(Exercise goal)
Retype exactly what runs from the first line of the data to the line with "import React from", keeping both of those lines and skipping pictures.

(Supplied material)
----------------

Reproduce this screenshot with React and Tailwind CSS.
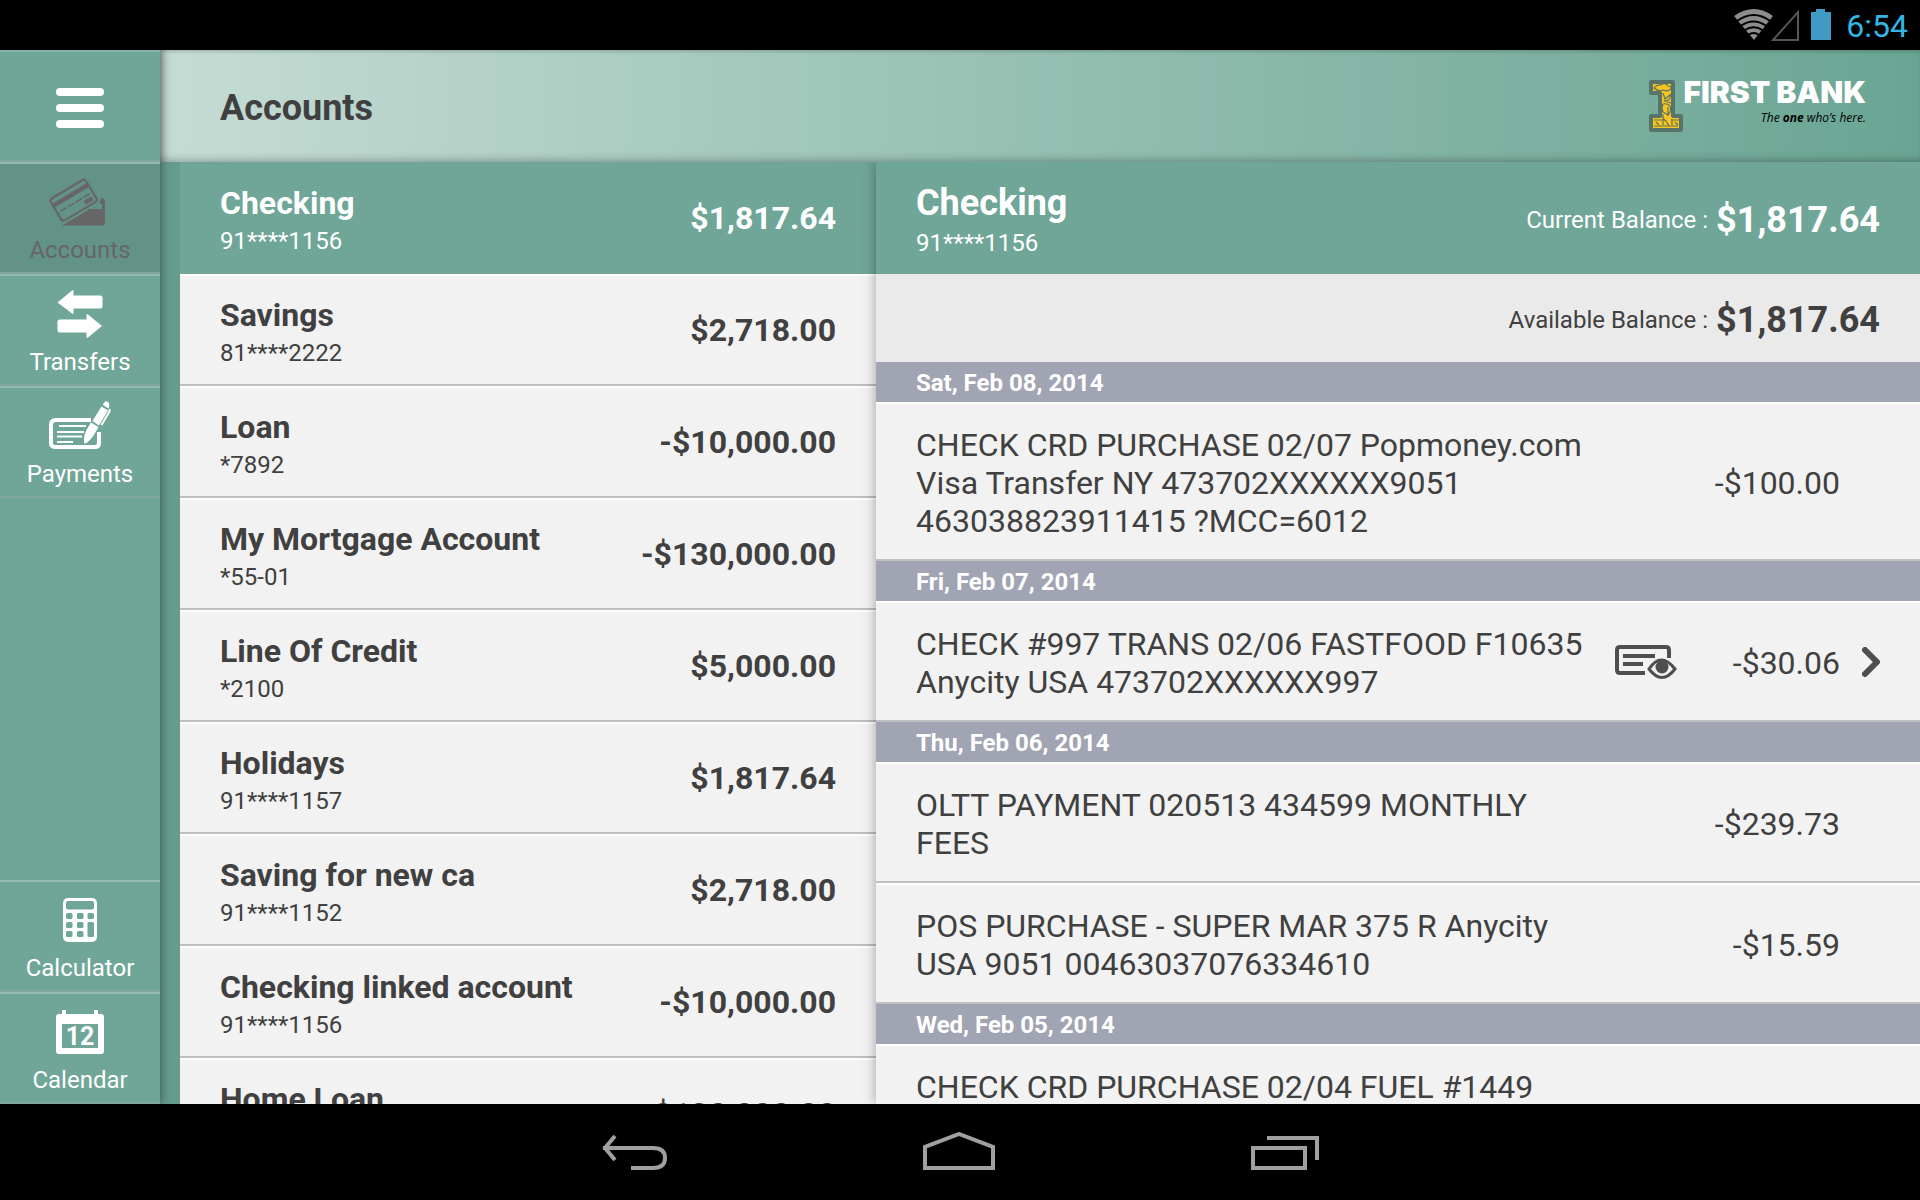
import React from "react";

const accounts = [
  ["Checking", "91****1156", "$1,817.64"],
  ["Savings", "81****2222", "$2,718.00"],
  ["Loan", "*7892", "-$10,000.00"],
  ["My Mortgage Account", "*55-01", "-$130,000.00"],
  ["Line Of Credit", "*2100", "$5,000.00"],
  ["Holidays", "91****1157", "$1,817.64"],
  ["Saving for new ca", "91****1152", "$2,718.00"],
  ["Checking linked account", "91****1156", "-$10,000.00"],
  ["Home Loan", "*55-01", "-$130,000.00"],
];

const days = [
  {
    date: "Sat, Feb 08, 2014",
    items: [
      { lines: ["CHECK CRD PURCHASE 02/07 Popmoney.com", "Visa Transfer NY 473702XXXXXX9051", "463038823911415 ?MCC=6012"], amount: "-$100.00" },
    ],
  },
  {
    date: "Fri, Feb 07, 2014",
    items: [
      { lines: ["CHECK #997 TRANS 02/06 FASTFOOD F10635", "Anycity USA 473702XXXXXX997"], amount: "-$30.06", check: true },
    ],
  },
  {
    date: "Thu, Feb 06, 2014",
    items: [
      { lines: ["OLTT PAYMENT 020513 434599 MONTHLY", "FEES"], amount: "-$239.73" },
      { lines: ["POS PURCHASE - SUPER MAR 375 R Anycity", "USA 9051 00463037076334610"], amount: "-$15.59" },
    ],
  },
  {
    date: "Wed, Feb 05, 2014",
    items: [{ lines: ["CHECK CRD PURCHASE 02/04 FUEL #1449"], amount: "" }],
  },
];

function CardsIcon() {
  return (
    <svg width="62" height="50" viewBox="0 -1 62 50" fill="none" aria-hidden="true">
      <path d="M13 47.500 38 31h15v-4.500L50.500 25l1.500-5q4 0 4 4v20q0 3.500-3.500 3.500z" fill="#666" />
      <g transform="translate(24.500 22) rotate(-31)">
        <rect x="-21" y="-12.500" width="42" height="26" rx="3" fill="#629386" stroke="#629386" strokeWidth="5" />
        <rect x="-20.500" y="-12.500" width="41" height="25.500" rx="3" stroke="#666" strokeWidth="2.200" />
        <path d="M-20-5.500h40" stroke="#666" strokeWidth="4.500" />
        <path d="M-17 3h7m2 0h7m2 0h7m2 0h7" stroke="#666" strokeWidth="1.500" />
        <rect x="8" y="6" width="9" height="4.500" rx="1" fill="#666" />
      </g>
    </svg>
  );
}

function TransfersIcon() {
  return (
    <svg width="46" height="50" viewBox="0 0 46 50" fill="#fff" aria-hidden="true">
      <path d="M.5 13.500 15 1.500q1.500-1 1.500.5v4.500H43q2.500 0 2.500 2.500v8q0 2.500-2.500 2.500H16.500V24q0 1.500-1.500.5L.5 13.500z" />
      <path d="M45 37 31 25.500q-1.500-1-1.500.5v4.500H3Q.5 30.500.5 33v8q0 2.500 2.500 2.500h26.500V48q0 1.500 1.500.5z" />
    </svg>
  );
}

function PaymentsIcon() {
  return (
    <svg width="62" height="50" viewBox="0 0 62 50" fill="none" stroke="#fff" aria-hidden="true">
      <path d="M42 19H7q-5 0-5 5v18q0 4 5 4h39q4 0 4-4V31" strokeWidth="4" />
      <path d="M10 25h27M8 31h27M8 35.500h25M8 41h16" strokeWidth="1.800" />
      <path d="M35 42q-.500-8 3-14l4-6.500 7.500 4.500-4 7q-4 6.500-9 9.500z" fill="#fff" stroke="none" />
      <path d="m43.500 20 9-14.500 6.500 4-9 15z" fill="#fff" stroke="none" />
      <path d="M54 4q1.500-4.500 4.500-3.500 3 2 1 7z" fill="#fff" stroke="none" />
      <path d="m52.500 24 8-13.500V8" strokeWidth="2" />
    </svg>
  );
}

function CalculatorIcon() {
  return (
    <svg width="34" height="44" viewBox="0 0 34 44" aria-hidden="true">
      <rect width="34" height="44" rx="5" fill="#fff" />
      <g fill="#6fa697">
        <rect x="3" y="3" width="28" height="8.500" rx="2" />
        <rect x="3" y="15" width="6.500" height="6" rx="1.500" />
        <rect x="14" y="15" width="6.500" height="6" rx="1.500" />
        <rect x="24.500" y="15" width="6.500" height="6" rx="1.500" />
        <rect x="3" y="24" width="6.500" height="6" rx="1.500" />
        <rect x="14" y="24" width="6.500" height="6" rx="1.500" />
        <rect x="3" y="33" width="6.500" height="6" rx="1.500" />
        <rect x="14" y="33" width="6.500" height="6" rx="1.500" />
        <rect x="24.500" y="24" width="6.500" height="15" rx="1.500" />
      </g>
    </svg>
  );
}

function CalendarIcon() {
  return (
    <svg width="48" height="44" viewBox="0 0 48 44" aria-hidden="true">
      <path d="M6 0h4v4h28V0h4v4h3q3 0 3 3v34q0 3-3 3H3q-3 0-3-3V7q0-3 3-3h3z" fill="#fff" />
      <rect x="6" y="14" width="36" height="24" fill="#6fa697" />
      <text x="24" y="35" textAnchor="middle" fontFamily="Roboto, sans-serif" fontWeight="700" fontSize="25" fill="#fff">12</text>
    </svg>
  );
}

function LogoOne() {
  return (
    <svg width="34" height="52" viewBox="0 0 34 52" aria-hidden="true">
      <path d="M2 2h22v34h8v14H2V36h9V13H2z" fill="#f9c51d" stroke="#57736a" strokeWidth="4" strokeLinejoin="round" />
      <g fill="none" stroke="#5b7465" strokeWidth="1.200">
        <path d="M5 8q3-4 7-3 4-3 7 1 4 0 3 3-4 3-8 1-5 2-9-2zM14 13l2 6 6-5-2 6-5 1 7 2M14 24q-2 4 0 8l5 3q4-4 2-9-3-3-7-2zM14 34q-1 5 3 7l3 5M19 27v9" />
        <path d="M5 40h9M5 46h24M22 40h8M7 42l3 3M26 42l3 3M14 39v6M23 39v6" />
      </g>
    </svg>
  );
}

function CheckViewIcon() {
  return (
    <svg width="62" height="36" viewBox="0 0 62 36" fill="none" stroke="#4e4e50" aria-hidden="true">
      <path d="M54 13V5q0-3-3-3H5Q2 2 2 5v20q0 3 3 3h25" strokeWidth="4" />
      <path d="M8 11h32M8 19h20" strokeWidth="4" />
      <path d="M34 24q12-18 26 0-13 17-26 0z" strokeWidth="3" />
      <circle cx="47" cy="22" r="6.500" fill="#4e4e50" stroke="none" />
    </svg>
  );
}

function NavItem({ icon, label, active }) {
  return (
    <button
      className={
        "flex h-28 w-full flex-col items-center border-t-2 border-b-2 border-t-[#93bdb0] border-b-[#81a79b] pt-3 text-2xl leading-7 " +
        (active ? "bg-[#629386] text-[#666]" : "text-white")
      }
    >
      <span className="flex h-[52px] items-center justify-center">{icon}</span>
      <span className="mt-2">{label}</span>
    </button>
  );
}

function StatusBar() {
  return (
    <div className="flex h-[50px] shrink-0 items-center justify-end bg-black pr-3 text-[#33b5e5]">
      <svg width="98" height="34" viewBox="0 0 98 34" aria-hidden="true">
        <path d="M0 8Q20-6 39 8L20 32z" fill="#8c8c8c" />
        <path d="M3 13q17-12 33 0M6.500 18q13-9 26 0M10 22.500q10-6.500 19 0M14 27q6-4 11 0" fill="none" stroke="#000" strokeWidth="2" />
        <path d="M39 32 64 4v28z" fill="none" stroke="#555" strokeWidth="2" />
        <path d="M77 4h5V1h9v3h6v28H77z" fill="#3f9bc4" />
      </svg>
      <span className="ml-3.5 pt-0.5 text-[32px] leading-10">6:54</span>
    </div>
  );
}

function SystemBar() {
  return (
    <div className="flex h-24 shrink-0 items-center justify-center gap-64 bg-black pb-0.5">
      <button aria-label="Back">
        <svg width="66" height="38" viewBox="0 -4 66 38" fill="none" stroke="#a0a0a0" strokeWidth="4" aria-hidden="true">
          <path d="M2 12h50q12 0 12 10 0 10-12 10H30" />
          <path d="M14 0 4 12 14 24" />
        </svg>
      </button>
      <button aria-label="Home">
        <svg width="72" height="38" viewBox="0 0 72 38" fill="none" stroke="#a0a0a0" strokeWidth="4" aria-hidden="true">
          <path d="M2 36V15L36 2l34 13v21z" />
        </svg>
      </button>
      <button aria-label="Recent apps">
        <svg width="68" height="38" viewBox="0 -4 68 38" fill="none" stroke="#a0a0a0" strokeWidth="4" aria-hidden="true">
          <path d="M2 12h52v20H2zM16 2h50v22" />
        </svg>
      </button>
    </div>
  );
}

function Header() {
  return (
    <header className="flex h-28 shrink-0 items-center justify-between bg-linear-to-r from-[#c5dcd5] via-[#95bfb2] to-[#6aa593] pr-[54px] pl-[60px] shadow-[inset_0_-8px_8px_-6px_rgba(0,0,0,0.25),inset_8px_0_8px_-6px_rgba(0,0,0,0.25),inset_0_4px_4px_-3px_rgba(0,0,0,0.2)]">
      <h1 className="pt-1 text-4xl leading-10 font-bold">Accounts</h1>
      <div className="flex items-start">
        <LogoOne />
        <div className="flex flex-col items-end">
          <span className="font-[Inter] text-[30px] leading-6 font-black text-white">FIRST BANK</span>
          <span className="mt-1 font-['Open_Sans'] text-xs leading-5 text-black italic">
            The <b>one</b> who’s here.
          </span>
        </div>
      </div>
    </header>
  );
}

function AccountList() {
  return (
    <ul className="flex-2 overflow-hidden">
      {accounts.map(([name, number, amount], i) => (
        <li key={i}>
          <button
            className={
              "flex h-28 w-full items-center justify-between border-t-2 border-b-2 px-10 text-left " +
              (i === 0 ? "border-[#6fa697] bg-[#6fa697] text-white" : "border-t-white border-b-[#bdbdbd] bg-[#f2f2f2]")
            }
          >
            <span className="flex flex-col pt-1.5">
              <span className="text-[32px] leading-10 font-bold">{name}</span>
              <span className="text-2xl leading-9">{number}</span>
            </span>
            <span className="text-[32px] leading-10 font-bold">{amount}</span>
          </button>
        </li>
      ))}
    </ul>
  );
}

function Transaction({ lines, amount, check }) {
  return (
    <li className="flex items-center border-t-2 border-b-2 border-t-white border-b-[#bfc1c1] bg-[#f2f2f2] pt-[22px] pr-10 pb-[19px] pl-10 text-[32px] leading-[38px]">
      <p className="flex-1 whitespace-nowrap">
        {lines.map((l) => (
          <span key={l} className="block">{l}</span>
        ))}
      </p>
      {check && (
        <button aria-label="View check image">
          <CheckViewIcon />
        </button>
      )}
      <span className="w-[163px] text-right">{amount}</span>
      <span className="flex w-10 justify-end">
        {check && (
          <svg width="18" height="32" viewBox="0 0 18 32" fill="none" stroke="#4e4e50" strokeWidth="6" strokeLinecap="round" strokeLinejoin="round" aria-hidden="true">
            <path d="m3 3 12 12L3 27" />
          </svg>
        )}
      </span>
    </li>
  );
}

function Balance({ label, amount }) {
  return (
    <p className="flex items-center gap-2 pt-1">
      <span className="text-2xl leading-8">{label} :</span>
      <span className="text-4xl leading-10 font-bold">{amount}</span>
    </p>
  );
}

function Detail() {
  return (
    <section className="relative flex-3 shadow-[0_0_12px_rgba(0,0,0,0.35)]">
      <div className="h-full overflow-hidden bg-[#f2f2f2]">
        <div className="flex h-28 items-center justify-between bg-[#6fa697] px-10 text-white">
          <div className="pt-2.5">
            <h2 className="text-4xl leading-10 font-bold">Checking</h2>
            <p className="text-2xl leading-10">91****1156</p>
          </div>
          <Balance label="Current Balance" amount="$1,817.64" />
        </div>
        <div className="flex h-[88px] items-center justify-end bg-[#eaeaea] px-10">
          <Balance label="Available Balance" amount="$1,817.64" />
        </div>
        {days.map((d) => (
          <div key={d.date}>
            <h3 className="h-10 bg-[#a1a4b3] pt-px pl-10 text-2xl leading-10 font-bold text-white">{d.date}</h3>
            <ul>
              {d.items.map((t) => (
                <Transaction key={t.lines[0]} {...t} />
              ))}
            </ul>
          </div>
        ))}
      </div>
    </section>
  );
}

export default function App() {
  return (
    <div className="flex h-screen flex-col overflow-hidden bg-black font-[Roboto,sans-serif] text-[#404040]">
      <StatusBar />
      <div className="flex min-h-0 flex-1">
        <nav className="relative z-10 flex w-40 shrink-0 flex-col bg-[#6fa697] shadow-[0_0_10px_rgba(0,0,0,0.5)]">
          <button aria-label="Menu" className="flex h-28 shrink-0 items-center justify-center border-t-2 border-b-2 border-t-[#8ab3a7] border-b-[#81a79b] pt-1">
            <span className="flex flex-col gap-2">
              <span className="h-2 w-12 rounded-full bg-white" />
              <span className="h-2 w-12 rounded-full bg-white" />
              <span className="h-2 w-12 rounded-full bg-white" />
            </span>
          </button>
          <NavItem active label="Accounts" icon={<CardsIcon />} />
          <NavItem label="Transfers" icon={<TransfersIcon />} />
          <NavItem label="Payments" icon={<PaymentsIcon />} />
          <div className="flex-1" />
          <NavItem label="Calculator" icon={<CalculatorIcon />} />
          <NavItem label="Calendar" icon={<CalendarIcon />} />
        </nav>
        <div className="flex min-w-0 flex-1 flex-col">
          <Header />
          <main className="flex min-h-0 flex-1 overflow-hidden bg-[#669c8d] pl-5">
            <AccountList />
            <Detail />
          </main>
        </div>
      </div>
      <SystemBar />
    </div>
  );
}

----------------

(Response below)
Reproduce this screenshot with React and Tailwind CSS.
import React from "react";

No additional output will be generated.